## Instructions to follow
Go through the material below and count the lines with the string "React"; the number is the whole answer.

## Available records
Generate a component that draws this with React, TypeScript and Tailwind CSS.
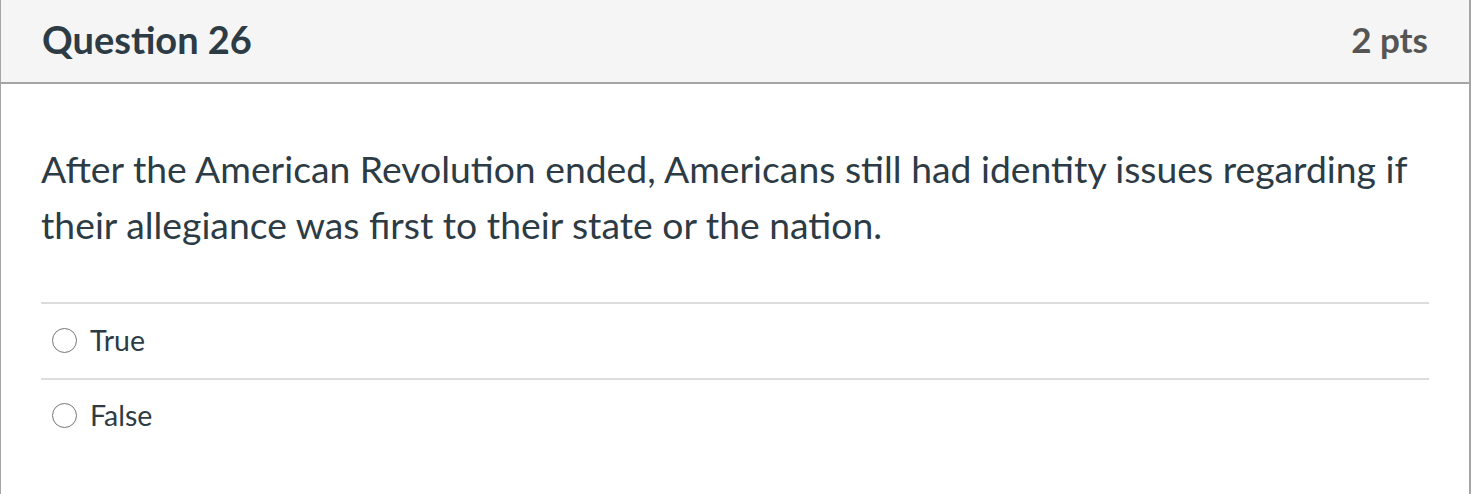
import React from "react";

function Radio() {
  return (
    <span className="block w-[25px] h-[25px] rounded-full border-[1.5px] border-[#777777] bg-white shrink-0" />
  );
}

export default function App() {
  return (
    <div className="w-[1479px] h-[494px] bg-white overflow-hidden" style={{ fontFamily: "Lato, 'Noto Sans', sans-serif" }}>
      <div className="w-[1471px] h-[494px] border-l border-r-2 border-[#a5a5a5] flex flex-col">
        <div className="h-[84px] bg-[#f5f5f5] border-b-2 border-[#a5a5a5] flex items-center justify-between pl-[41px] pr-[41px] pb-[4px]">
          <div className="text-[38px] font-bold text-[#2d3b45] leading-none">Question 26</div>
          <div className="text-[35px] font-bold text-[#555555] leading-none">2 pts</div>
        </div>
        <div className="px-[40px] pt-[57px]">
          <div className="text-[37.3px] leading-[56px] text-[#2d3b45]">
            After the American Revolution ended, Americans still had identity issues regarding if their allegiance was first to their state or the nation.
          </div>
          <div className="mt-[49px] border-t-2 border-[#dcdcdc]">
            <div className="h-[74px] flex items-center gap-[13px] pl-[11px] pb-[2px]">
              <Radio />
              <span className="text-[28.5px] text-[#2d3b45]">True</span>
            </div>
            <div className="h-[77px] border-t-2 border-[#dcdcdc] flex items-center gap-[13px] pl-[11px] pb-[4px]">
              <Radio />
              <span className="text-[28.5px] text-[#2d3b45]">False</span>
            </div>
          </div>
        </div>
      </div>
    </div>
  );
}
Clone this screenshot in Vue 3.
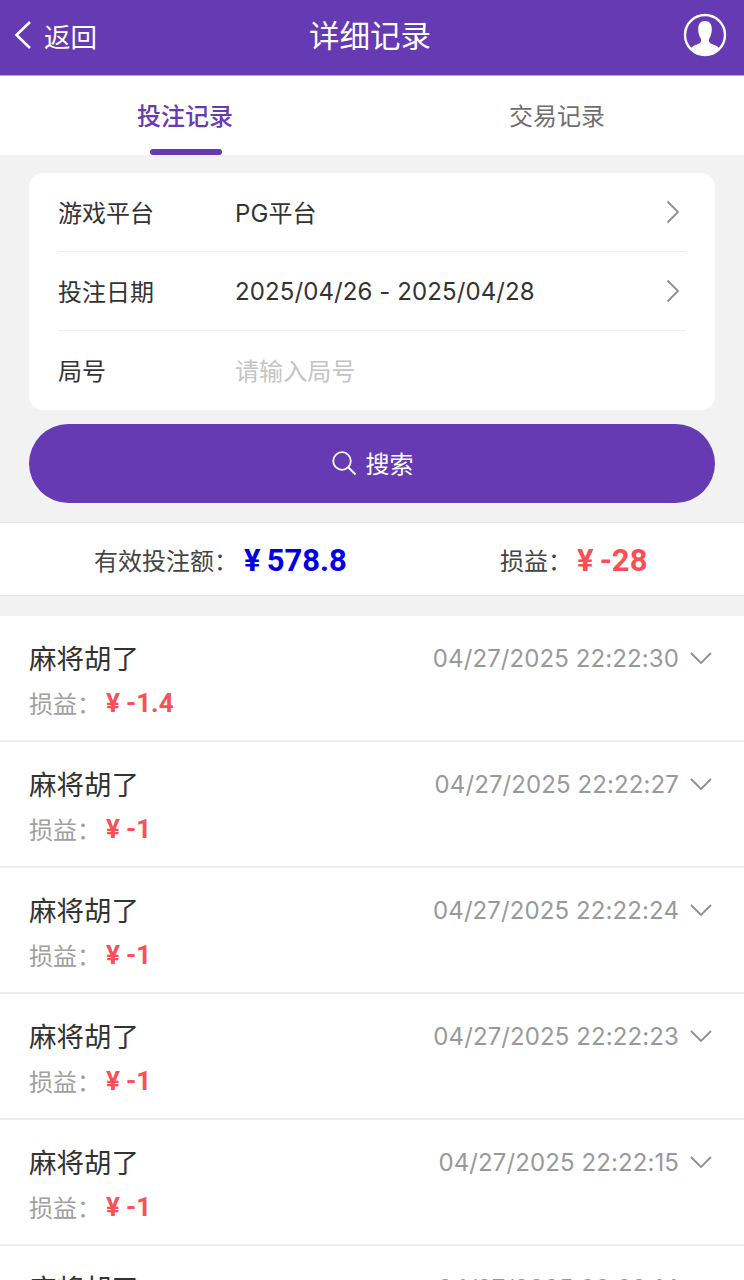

## Response to the task
2